Unfortunately, it's largely those on the outside looking in who are most passionately advocating that we review our domestic resources. Drilling alone won't do it, but it's a practical start.

Thus far, the debate about accessing those resources closest to home has focused on Alaska's Arctic National Wildlife Reserve (ANWR). Congress ridiculously refuses to green-light the project. I say "ridiculous" because concerns about preserving the vast swaths of nature and the caribou there are not serious: Congress would be giving a go-ahead to oil exploration on 2,000 -- or 0.01 percent -- of ANWR's 19 million acres, which can supply 5 percent of America's oil per year for 12 years, according to the U.S. Energy Department.

"Drill here" has become a mantra on conservative talk radio. As former House Speaker Newt Gingrich puts it: "Drill Here. Drill Now. Pay Less." Gingrich is collecting signatures on a petition that reads, "We, therefore, the undersigned citizens of the United States, petition the U.S. Congress to act immediately to lower gasoline prices by authorizing the exploration of proven energy reserves to reduce our dependence on foreign energy sources from unstable countries."

Meanwhile, we hear -- and will likely continue to hear -- sad high-gas-price stories such as that of Nevada's Clark County School District: With a 62 percent budget expenditure increase due largely to the price of gas, the school district has cut its bus route and stops to reduce costs. According to the Department of Transportation, Americans are (predictably) driving less.

It's no wonder that Gallup reports that a majority of Americans support "drilling in U.S. coastal and wilderness areas now off limits." Unlike Congress, where Democratic California Rep. Maxine Waters wants to "socialize" the oil industry, Americans don't blame oil companies for the high prices. According to Gallup, "The number of Americans who blame oil companies for the high price of gasoline has decreased from 34 percent to 20 percent."

But don't expect Congress to pull out its power tools any time soon. Right now, the momentum is with America's Climate Security Act of 2007, a bill sponsored by Independent Sen. Joe Lieberman of Connecticut and Republican Sen. John Warner of Virginia. According to the Heritage Foundation, the bill "would likely be -- by far -- the most expensive environmental undertaking in history." As Heritage describes it, the Warner-Lieberman Bill "extracts trillions of dollars from the millions of American energy consumers and delivers this wealth to permanently identified classes of recipients, such as tribal groups and preferred technology sectors, while largely circumventing the normal congressional appropriations process."

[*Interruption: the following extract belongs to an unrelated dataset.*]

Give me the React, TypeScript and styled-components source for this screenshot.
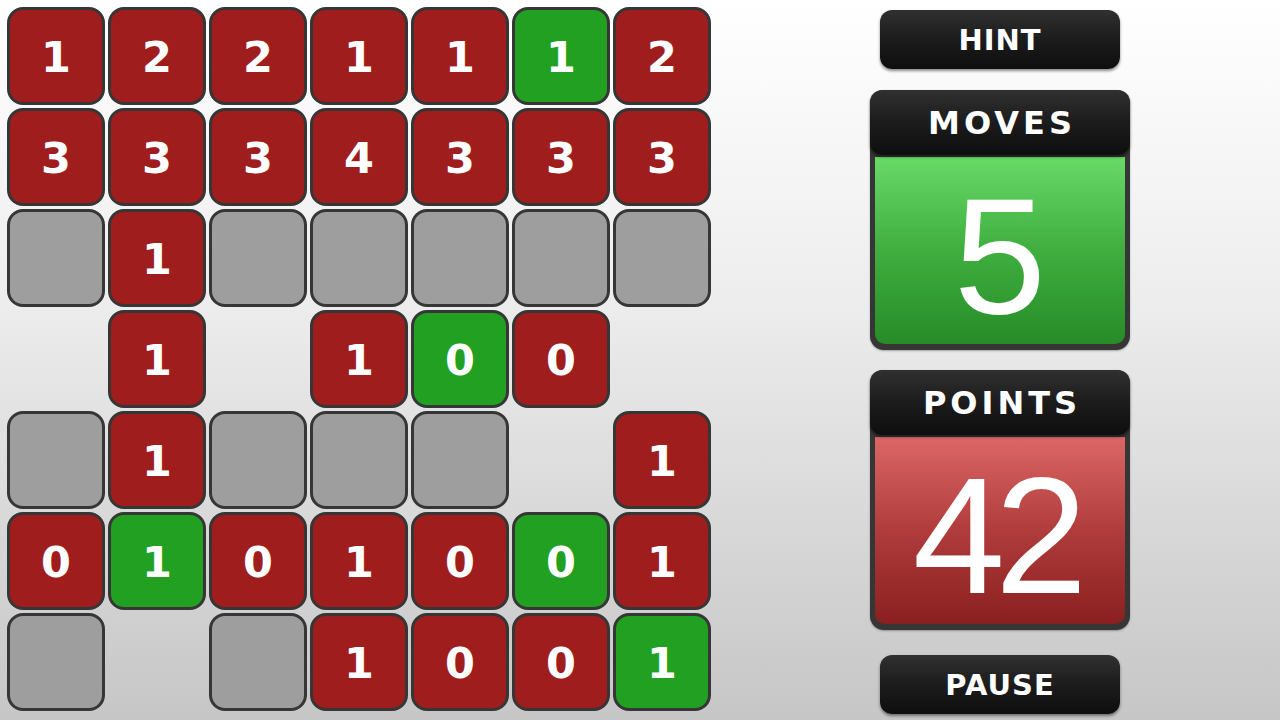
import React from "react";
import styled, { createGlobalStyle, css } from "styled-components";

type Kind = "red" | "green" | "grey" | "empty";
type Cell = { kind: Kind; value?: number };

const r = (value: number): Cell => ({ kind: "red", value });
const g = (value: number): Cell => ({ kind: "green", value });
const x: Cell = { kind: "grey" };
const _: Cell = { kind: "empty" };

const board: Cell[][] = [
  [r(1), r(2), r(2), r(1), r(1), g(1), r(2)],
  [r(3), r(3), r(3), r(4), r(3), r(3), r(3)],
  [x, r(1), x, x, x, x, x],
  [_, r(1), _, r(1), g(0), r(0), _],
  [x, r(1), x, x, x, _, r(1)],
  [r(0), g(1), r(0), r(1), r(0), g(0), r(1)],
  [x, _, x, r(1), r(0), r(0), g(1)],
];

const App: React.FC = () => {
  return (
    <>
      <GlobalStyle />
      <Page>
        <Board>
          {board.flat().map((cell, index) => (
            <Tile key={index} $kind={cell.kind}>
              {cell.value}
            </Tile>
          ))}
        </Board>

        <Side>
          <DarkButton>HINT</DarkButton>
          <Panel>
            <PanelHeader>MOVES</PanelHeader>
            <PanelBody $tone="green">5</PanelBody>
          </Panel>
          <Panel>
            <PanelHeader>POINTS</PanelHeader>
            <PanelBody $tone="red">42</PanelBody>
          </Panel>
          <DarkButton>PAUSE</DarkButton>
        </Side>
      </Page>
    </>
  );
};

const GlobalStyle = createGlobalStyle`
  html, body {
    margin: 0;
    padding: 0;
    height: 100%;
  }
  body {
    background: linear-gradient(to bottom, #ffffff 0%, #eeeeee 40%, #c6c6c6 100%);
    font-family: "DejaVu Sans", Verdana, sans-serif;
  }
`;

const Page = styled.div`
  display: flex;
  align-items: flex-start;
  width: 1280px;
  height: 720px;
  box-sizing: border-box;
  padding: 7px;
  overflow: hidden;
`;

const Board = styled.div`
  display: grid;
  grid-template-columns: repeat(7, 98px);
  grid-auto-rows: 98px;
  gap: 3px;
`;

const tileColors: Record<Kind, string> = {
  red: "#9f1d1d",
  green: "#22a022",
  grey: "#9e9e9e",
  empty: "transparent",
};

const Tile = styled.div<{ $kind: Kind }>`
  box-sizing: border-box;
  display: flex;
  align-items: center;
  justify-content: center;
  padding-top: 2px;
  border-radius: 16px;
  background: ${(p) => tileColors[p.$kind]};
  border: ${(p) => (p.$kind === "empty" ? "none" : "3px solid #363636")};
  color: #fff;
  font-family: "DejaVu Sans", Verdana, sans-serif;
  font-weight: bold;
  font-size: 43px;
  line-height: 1;
`;

const Side = styled.div`
  display: flex;
  flex-direction: column;
  align-items: center;
  width: 260px;
  margin-left: 159px;
  padding-top: 3px;
`;

const darkGradient = css`
  background: linear-gradient(to bottom, #303030 0%, #1c1c1c 50%, #0e0e0e 100%);
  box-shadow: 0 2px 3px rgba(0, 0, 0, 0.45);
  color: #fff;
  font-family: "DejaVu Sans", Verdana, sans-serif;
  font-weight: bold;
`;

const DarkButton = styled.div`
  ${darkGradient};
  width: 240px;
  height: 59px;
  box-sizing: border-box;
  border-radius: 12px;
  display: flex;
  align-items: center;
  justify-content: center;
  font-size: 29px;
  letter-spacing: 1px;
  padding-top: 1px;

  &:first-child {
    margin-bottom: 21px;
  }

  &:last-child {
    margin-top: 25px;
  }
`;

const Panel = styled.div`
  width: 260px;
  height: 260px;
  box-sizing: border-box;
  background: #363636;
  border-radius: 14px;
  padding: 0 5px 6px;
  display: flex;
  flex-direction: column;
  box-shadow: 0 1px 2px rgba(0, 0, 0, 0.3);

  & + & {
    margin-top: 20px;
  }
`;

const PanelHeader = styled.div`
  ${darkGradient};
  position: relative;
  z-index: 1;
  margin: 0 -5px;
  height: 65px;
  border-radius: 12px;
  display: flex;
  align-items: center;
  justify-content: center;
  font-size: 32px;
  letter-spacing: 4px;
  padding-left: 4px;
`;

const bodyTones = {
  green: "linear-gradient(to bottom, #68da68 0%, #3fae3f 50%, #278c27 100%)",
  red: "linear-gradient(to bottom, #dc6666 0%, #b03c3c 50%, #8a1f1f 100%)",
};

const PanelBody = styled.div<{ $tone: "green" | "red" }>`
  flex: 1;
  margin-top: 2px;
  border-radius: 0 0 10px 10px;
  background: ${(p) => bodyTones[p.$tone]};
  display: flex;
  align-items: center;
  justify-content: center;
  padding-top: 10px;
  padding-right: 10px;
  color: #fff;
  font-family: "Liberation Sans", Arial, sans-serif;
  font-size: 166px;
  letter-spacing: -10px;
  line-height: 1;
`;

export default App;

The legislation is a perilous road with high costs -- costs Americans tell pollsters they don't want to pay. But Congress is poised to go its own way, skipping over simpler, more promising steps that cost less, such as unleashing America's reserves. Instead, we go on with the absurd scene of the president of the United States going to Saudi Arabia with his hands out. America is an entrepreneurial nation with resources. We should not be acting like helpless victims. We should not be punishing energy users and embracing regulation over ingenuity and incentives.

McCain, Lieberman, Warner and everyone else should take a deep breath and listen to Bjorn Lomborg, author of "Cool It: The Skeptical Environmentalist's Guide to Global Warming" (Knopf, 2007), who says the legislation before Congress "looks set to be a massive subsidy-fest that would achieve very little for the environment, at great cost." He warns: "Wishful thinking is not sound public policy."

Lomborg says that instead of frenzied regulations and expenditures, "We need the technological solutions that will allow our societies to transition cost-effectively to low-carbon energy by mid-century. McCain could recognize that this is a century-long problem which needs century-long, smart solutions."

In other words -- cool it. Drop the gimmicks. Stop getting freaked out by Al Gore. Let's be smart and think creatively rather than as a conventional pack of frenzied followers.